SPhoto of a Safety Checklist

What is a "home fire safety check-up" and why does the Fire Department think it's important for us to conduct one?

  • The Fire Department recommends that citizens make periodic inspections of their homes in order to eliminate fire hazards that could spark costly fires. Ideally, these home fire safety check-ups should be made about twice a year and could easily be scheduled to coincide with home fire drills.
  • Often, the hazards that lead to fires can exist for a period of time, "right under our noses", so to speak, but somehow manage to escape our attention.

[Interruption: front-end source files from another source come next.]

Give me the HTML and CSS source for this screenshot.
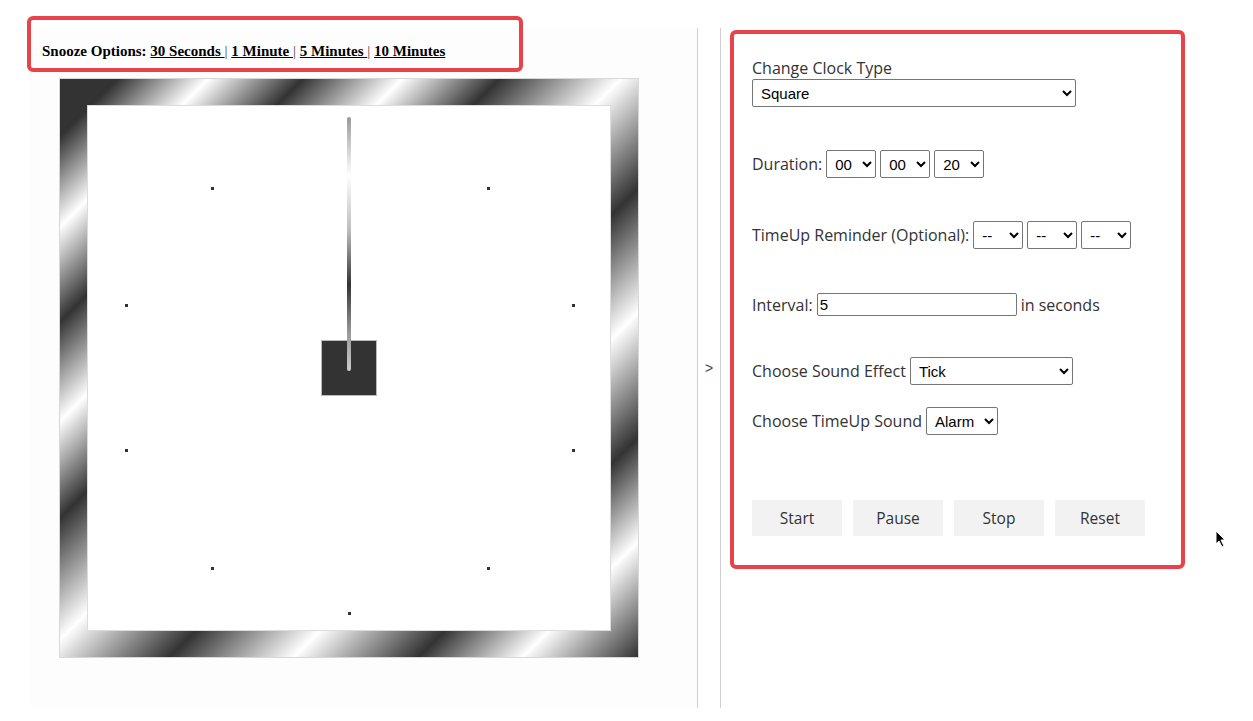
FILE: index.html
```html
<!DOCTYPE html>
<html>
<head>
<meta charset="utf-8">
<link rel="stylesheet" href="styles.css">
</head>
<body>
<div class="page">
  <section class="left">
    <div class="snooze"><b>Snooze Options:</b> <a href="#"><b>30 Seconds </b></a>| <a href="#"><b>1 Minute </b></a>| <a href="#"><b>5 Minutes </b></a>| <a href="#"><b>10 Minutes</b></a></div>
    <div class="clock">
      <div class="face">
        <span class="dot" style="left:123px;top:81px"></span>
        <span class="dot" style="left:399px;top:81px"></span>
        <span class="dot" style="left:37px;top:198px"></span>
        <span class="dot" style="left:484px;top:198px"></span>
        <span class="dot" style="left:37px;top:343px"></span>
        <span class="dot" style="left:484px;top:343px"></span>
        <span class="dot" style="left:123px;top:461px"></span>
        <span class="dot" style="left:399px;top:461px"></span>
        <span class="dot" style="left:260px;top:506px"></span>
        <div class="center"></div>
        <div class="hand"></div>
      </div>
    </div>
  </section>
  <div class="divider"><span>&gt;</span></div>
  <section class="right">
    <div class="row-block">
      <label class="lbl">Change Clock Type</label>
      <select class="sel wide"><option>Square</option></select>
    </div>
    <div class="row r-duration">
      <span class="lbl">Duration:</span>
      <select class="sel small"><option>00</option></select>
      <select class="sel small"><option>00</option></select>
      <select class="sel small"><option>20</option></select>
    </div>
    <div class="row r-reminder">
      <span class="lbl">TimeUp Reminder (Optional):</span>
      <select class="sel small"><option>--</option></select>
      <select class="sel small"><option>--</option></select>
      <select class="sel small"><option>--</option></select>
    </div>
    <div class="row r-interval">
      <span class="lbl">Interval:</span>
      <input class="txt" type="text" value="5">
      <span class="lbl">in seconds</span>
    </div>
    <div class="row r-sound">
      <span class="lbl">Choose Sound Effect</span>
      <select class="sel sound"><option>Tick</option></select>
    </div>
    <div class="row r-timeup">
      <span class="lbl">Choose TimeUp Sound</span>
      <select class="sel alarm"><option>Alarm</option></select>
    </div>
    <div class="buttons">
      <button class="btn">Start</button>
      <button class="btn">Pause</button>
      <button class="btn">Stop</button>
      <button class="btn">Reset</button>
    </div>
  </section>
</div>
<div class="mark mark-snooze"></div>
<div class="mark mark-panel"></div>
<svg class="cursor" width="12" height="19" viewBox="0 0 12 19"><path d="M1 1 L1 14 L4 11 L7 17 L9 16 L6 10 L10 10 Z" fill="#000" stroke="#fff" stroke-width="1"/></svg>
</body>
</html>
```
FILE: styles.css
```css
html, body {
  margin: 0;
  padding: 0;
  background: #fff;
}
body {
  width: 1253px;
  height: 721px;
  position: relative;
  overflow: hidden;
}
.page {
  display: flex;
  padding: 28px 0 0 30px;
  height: 680px;
}
.left {
  width: 667px;
  height: 680px;
  background: #fdfdfd;
  display: flex;
  flex-direction: column;
}
.snooze {
  font-family: "Liberation Serif", "Times New Roman", serif;
  font-size: 15px;
  margin: 15px 0 0 12px;
  line-height: 17px;
  color: #444;
}
.snooze b { color: #000; }
.snooze a { color: #000; text-decoration: underline; }
.clock {
  margin: 18px 0 0 29px;
  width: 580px;
  height: 580px;
  box-sizing: border-box;
  padding: 26px 27px 26px 27px;
  border: 1px solid #d8d8d8;
  background: linear-gradient(135deg, #333 0%, #333 5%, #fff 12.8%, #333 21%, #fff 29.6%, #333 38%, #fff 48.5%, #333 59.5%, #fff 70.2%, #333 81%, #fff 90%, #333 100%);
}
.face {
  position: relative;
  width: 100%;
  height: 100%;
  background: #fff;
  border: 1px solid #dcdcdc;
  box-sizing: border-box;
}
.dot {
  position: absolute;
  width: 3px;
  height: 3px;
  background: #333;
}
.center {
  position: absolute;
  left: 233px;
  top: 234px;
  width: 56px;
  height: 56px;
  box-sizing: border-box;
  background: #333;
  border: 1px solid #bbb;
}
.hand {
  position: absolute;
  left: 259px;
  top: 11px;
  width: 4px;
  height: 254px;
  border-radius: 2px;
  background: linear-gradient(to bottom, #999 0%, #fff 23%, #bbb 45%, #333 66%, #999 85%, #ccc 100%);
}
.divider {
  width: 22px;
  height: 680px;
  border-left: 1px solid #d0d0d0;
  border-right: 1px solid #d0d0d0;
  display: flex;
  align-items: center;
  justify-content: center;
  font-family: "Liberation Sans", Arial, sans-serif;
  font-size: 14px;
  color: #444;
}
.right {
  padding: 30px 0 0 31px;
  font-family: "Open Sans", "Noto Sans", sans-serif;
  font-size: 16px;
  color: #333;
  display: flex;
  flex-direction: column;
}
.lbl { white-space: nowrap; }
.row-block {
  display: flex;
  flex-direction: column;
  align-items: flex-start;
  line-height: 21px;
}
.row {
  display: flex;
  align-items: center;
  gap: 4px;
}
.sel {
  font-family: "Liberation Sans", Arial, sans-serif;
  font-size: 15px;
  color: #000;
  background: #fff;
  border: 1px solid #767676;
  border-radius: 2px;
  height: 28px;
  box-sizing: border-box;
  padding: 0 4px;
}
.wide { width: 324px; height: 28px; }
.small { width: 50px; }
.sound { width: 163px; }
.alarm { width: 72px; }
.r-duration { margin-top: 43px; }
.r-reminder { margin-top: 43px; }
.r-interval { margin-top: 44px; }
.r-sound { margin-top: 41px; }
.r-timeup { margin-top: 22px; }
.txt {
  width: 200px;
  height: 23px;
  box-sizing: border-box;
  border: 1px solid #767676;
  border-radius: 2px;
  font-family: "Liberation Sans", Arial, sans-serif;
  font-size: 15px;
  padding: 0 2px;
  color: #000;
}
.buttons {
  display: flex;
  gap: 11px;
  margin-top: 65px;
}
.btn {
  width: 90px;
  height: 36px;
  border: none;
  background: #f2f2f2;
  font-family: "Open Sans", "Noto Sans", sans-serif;
  font-size: 15.5px;
  color: #333;
}
.mark {
  position: absolute;
  border: 4px solid #e8434a;
  border-radius: 6px;
  box-sizing: border-box;
  pointer-events: none;
}
.mark-snooze { left: 27px; top: 16px; width: 496px; height: 56px; }
.mark-panel { left: 730px; top: 30px; width: 455px; height: 539px; }
.cursor { position: absolute; left: 1215px; top: 530px; }
```
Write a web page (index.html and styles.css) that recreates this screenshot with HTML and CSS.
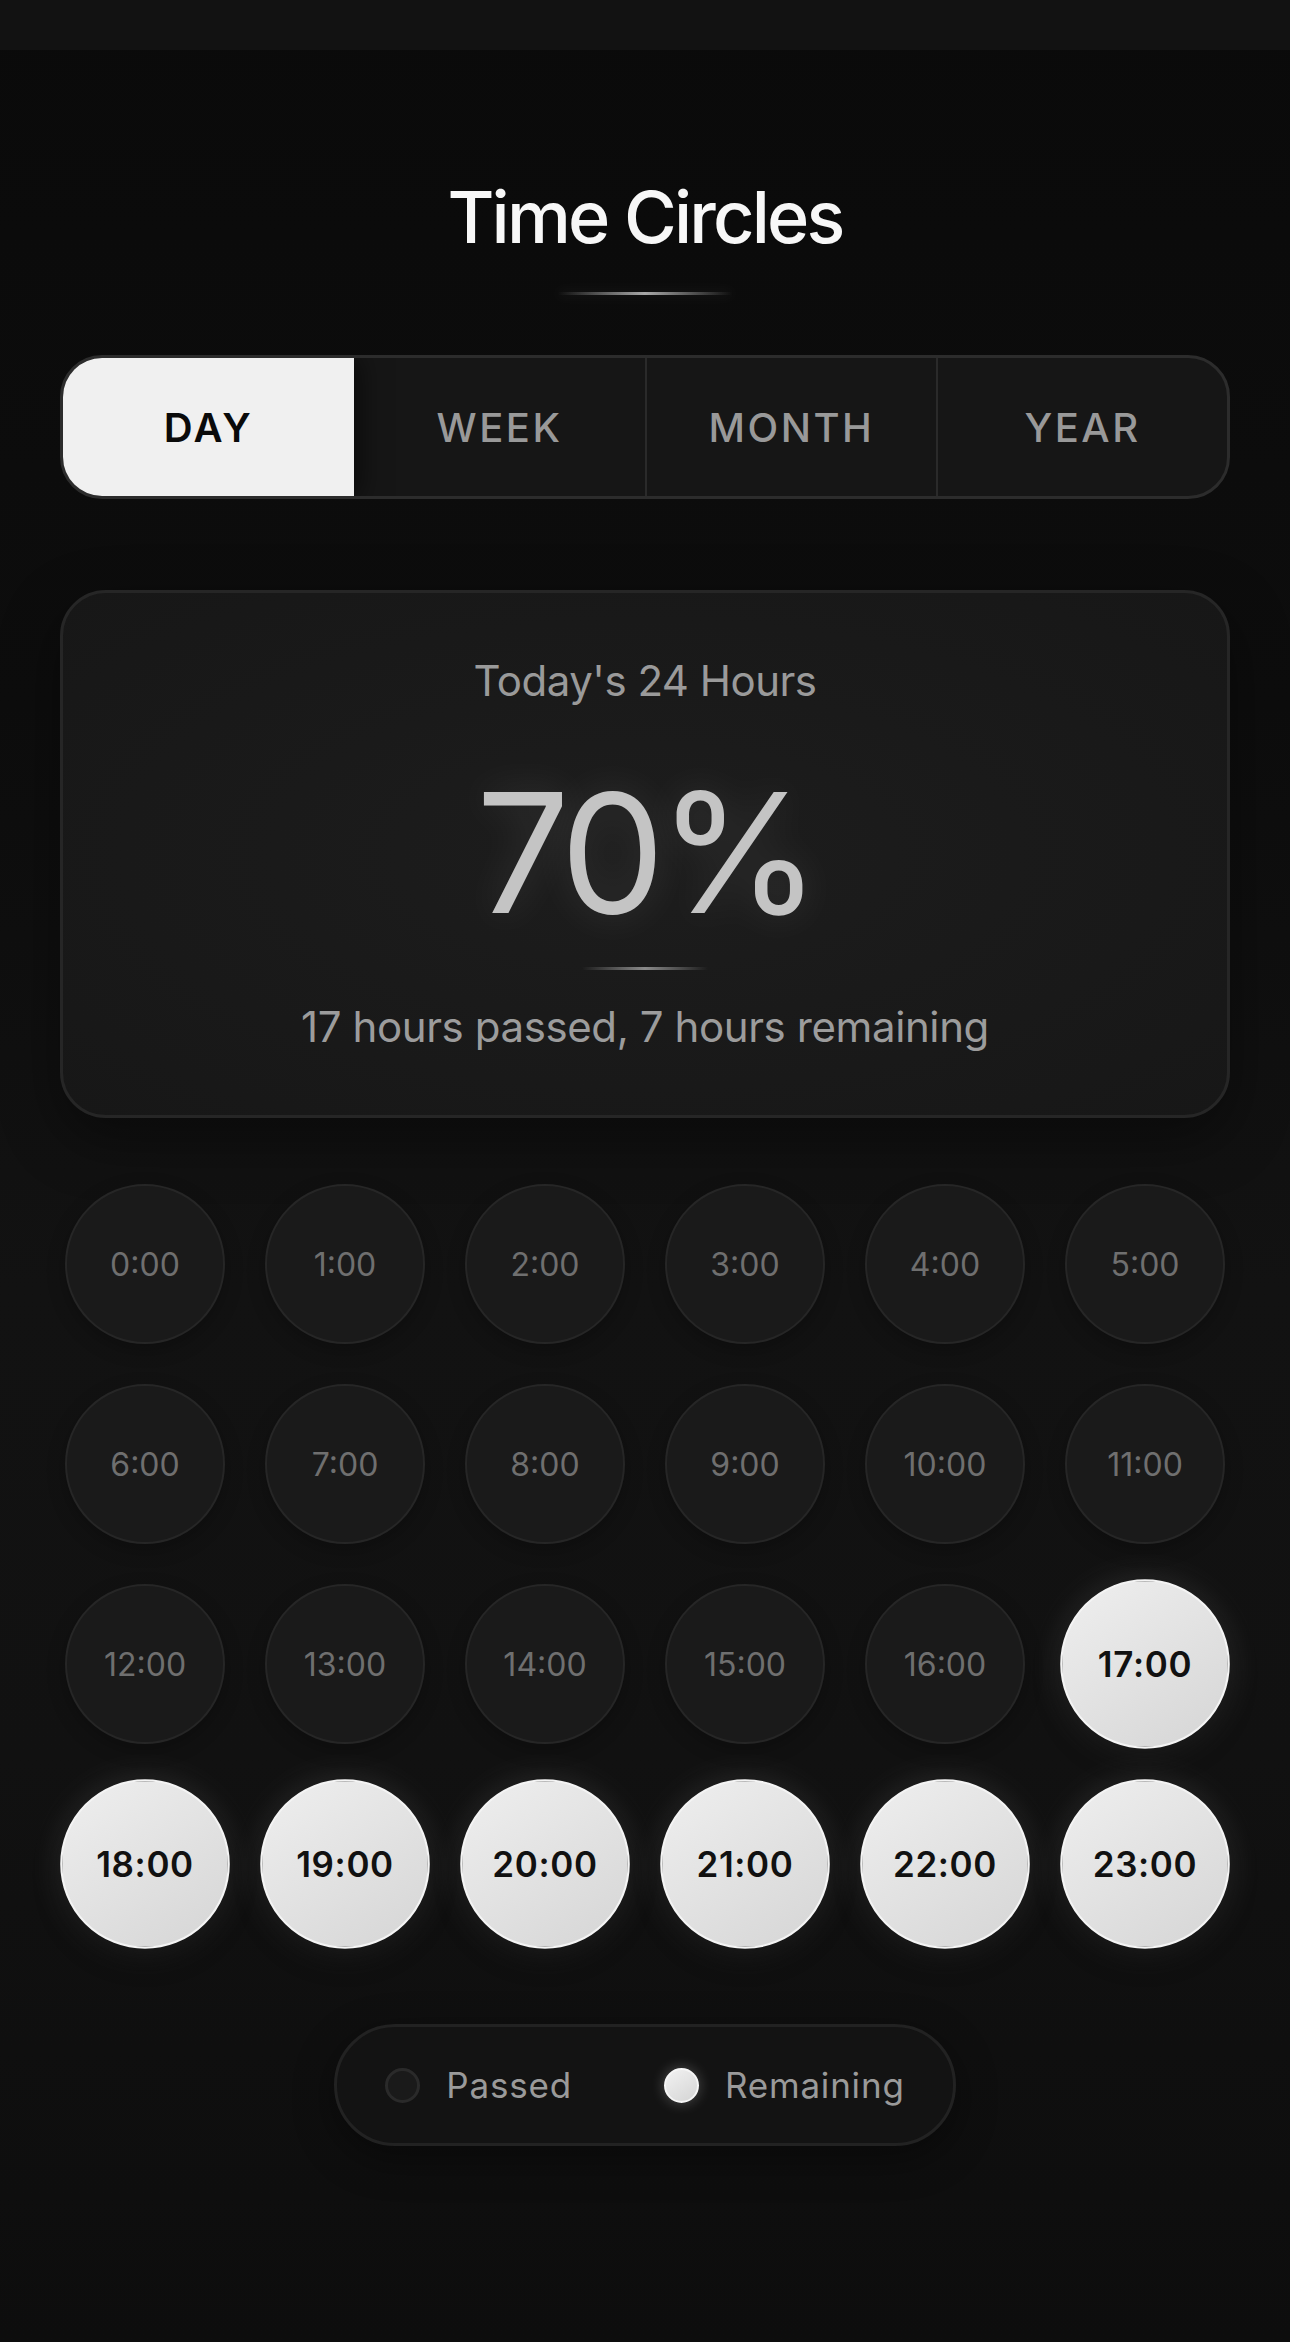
FILE: index.html
```html
<!DOCTYPE html>
<html lang="en">
<head>
<meta charset="utf-8">
<title>Time Circles</title>
<link rel="stylesheet" href="styles.css">
</head>
<body>
<div class="statusbar"></div>
<main class="app">
  <h1 class="title">Time Circles</h1>
  <div class="title-line"></div>

  <nav class="tabs">
    <div class="tab active">DAY</div>
    <div class="tab">WEEK</div>
    <div class="tab sep">MONTH</div>
    <div class="tab sep">YEAR</div>
  </nav>

  <section class="card">
    <div class="card-label">Today's 24 Hours</div>
    <div class="percent">70%</div>
    <div class="divider"></div>
    <div class="summary">17 hours passed, 7 hours remaining</div>
  </section>

  <section class="hours">
    <div class="hour passed">0:00</div>
    <div class="hour passed">1:00</div>
    <div class="hour passed">2:00</div>
    <div class="hour passed">3:00</div>
    <div class="hour passed">4:00</div>
    <div class="hour passed">5:00</div>
    <div class="hour passed">6:00</div>
    <div class="hour passed">7:00</div>
    <div class="hour passed">8:00</div>
    <div class="hour passed">9:00</div>
    <div class="hour passed">10:00</div>
    <div class="hour passed">11:00</div>
    <div class="hour passed">12:00</div>
    <div class="hour passed">13:00</div>
    <div class="hour passed">14:00</div>
    <div class="hour passed">15:00</div>
    <div class="hour passed">16:00</div>
    <div class="hour remaining">17:00</div>
    <div class="hour remaining">18:00</div>
    <div class="hour remaining">19:00</div>
    <div class="hour remaining">20:00</div>
    <div class="hour remaining">21:00</div>
    <div class="hour remaining">22:00</div>
    <div class="hour remaining">23:00</div>
  </section>

  <div class="legend">
    <div class="legend-item"><span class="dot dot-passed"></span><span>Passed</span></div>
    <div class="legend-item"><span class="dot dot-remaining"></span><span>Remaining</span></div>
  </div>
</main>
</body>
</html>
```

FILE: styles.css
```css
* { box-sizing: border-box; }

html, body {
  margin: 0;
  padding: 0;
}

body {
  min-height: 2342px;
  background: linear-gradient(180deg, #0a0a0a 0%, #0d0d0d 30%, #121212 55%, #111111 75%, #0d0d0d 100%);
  font-family: Inter, "Noto Sans", "Liberation Sans", sans-serif;
  color: #f5f5f5;
}

.statusbar {
  height: 50px;
  background: #121212;
}

.app {
  padding: 0 60px 120px;
  display: flex;
  flex-direction: column;
}

.title {
  margin: 124px 0 0;
  font-size: 72px;
  line-height: 1.2;
  font-weight: 500;
  letter-spacing: -2.8px;
  text-align: center;
  color: #f7f7f7;
}

.title-line {
  width: 176px;
  height: 3px;
  margin: 32px auto 0;
  background: linear-gradient(90deg, rgba(150,150,150,0) 0%, #a8a8a8 50%, rgba(150,150,150,0) 100%);
  box-shadow: 0 0 14px rgba(255,255,255,0.12);
}

.tabs {
  margin-top: 60px;
  display: grid;
  grid-template-columns: repeat(4, 1fr);
  height: 144px;
  border: 3px solid #2c2c2c;
  border-radius: 42px;
  overflow: hidden;
  background: #161616;
}

.tab {
  display: flex;
  align-items: center;
  justify-content: center;
  font-size: 40px;
  font-weight: 500;
  letter-spacing: 2.5px;
  color: #999999;
}

.tab.sep {
  border-left: 2px solid #2a2a2a;
}

.tab.active {
  background: #f0f0f0;
  color: #0a0a0a;
  font-weight: 600;
  box-shadow: 6px 0 24px rgba(0,0,0,0.55);
  position: relative;
  z-index: 1;
}

.card {
  margin-top: 91px;
  border: 3px solid #262626;
  border-radius: 46px;
  background: radial-gradient(ellipse at 50% 50%, #1d1d1d 0%, #1a1a1a 45%, #171717 100%);
  padding: 63px 0 63px;
  text-align: center;
  box-shadow: 0 20px 60px rgba(0,0,0,0.4);
}

.card-label {
  font-size: 42px;
  line-height: 1.2;
  letter-spacing: -0.5px;
  color: #9a9a9a;
}

.percent {
  margin-top: 63px;
  font-size: 166px;
  line-height: 1;
  font-weight: 400;
  letter-spacing: -7px;
  color: #c4c4c4;
  text-shadow: 0 0 40px rgba(255,255,255,0.12);
}

.divider {
  width: 126px;
  height: 3px;
  margin: 31px auto 0;
  background: linear-gradient(90deg, rgba(120,120,120,0) 0%, #8a8a8a 50%, rgba(120,120,120,0) 100%);
}

.summary {
  margin-top: 32px;
  font-size: 42px;
  line-height: 1.2;
  letter-spacing: -0.4px;
  color: #9c9c9c;
}

.hours {
  margin-top: 66px;
  display: grid;
  grid-template-columns: repeat(6, 160px);
  gap: 40px;
  justify-content: center;
}

.hour {
  width: 160px;
  height: 160px;
  border-radius: 50%;
  display: flex;
  align-items: center;
  justify-content: center;
  font-size: 32px;
}

.hour.passed {
  background: #1a1a1a;
  border: 2px solid #262626;
  color: #6f6f6f;
  box-shadow: 0 6px 18px rgba(0,0,0,0.25);
}

.hour.remaining {
  background: linear-gradient(145deg, #efefef 0%, #e2e2e2 50%, #d5d5d5 100%);
  border: 2px solid #f4f4f4;
  color: #111111;
  font-size: 33px;
  font-weight: 600;
  letter-spacing: 0.6px;
  transform: scale(1.06);
  box-shadow: 0 0 34px rgba(255,255,255,0.12), 0 10px 24px rgba(0,0,0,0.45);
}

.legend {
  margin: 80px auto 0;
  height: 122px;
  padding: 0 48px;
  display: flex;
  align-items: center;
  gap: 92px;
  border: 3px solid #222222;
  border-radius: 61px;
  background: #131313;
  box-shadow: 0 12px 40px rgba(0,0,0,0.4);
}

.legend-item {
  display: flex;
  align-items: center;
  gap: 26px;
  font-size: 35px;
  letter-spacing: 0.8px;
  color: #9a9a9a;
}

.dot {
  width: 35px;
  height: 35px;
  border-radius: 50%;
  display: block;
}

.dot-passed {
  background: #1a1a1a;
  border: 3px solid #2a2a2a;
}

.dot-remaining {
  background: linear-gradient(145deg, #f2f2f2, #d4d4d4);
  border: 2px solid #f6f6f6;
  box-shadow: 0 0 14px rgba(255,255,255,0.25);
}
```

Unfortunately, when a fire occurs, it's too late.

How do we go about performing a fire safety check-up of our home?

  • Your property can be divided into about seven "target areas." These include: Living rooms, family rooms, and dens; the kitchen; hallways; bedrooms; bathrooms; laundry/utility areas, garages/workshops; and yards.
  • Use the following checklist to identify places in your home where hazards may be found. Place a check mark besides the hazard and then correct it as soon as possible.

TARGET AREA NO. 1: Living rooms, family rooms, dens

TARGET HAZARDS (Check any of the following that are found):

___ ELECTRICAL: Faulty electrical items; cracked sockets; frayed cords; bare wires; cords run under furniture or rugs; numerous extension cords; burnt or melted cords, sockets or insulation; hot switch-plates.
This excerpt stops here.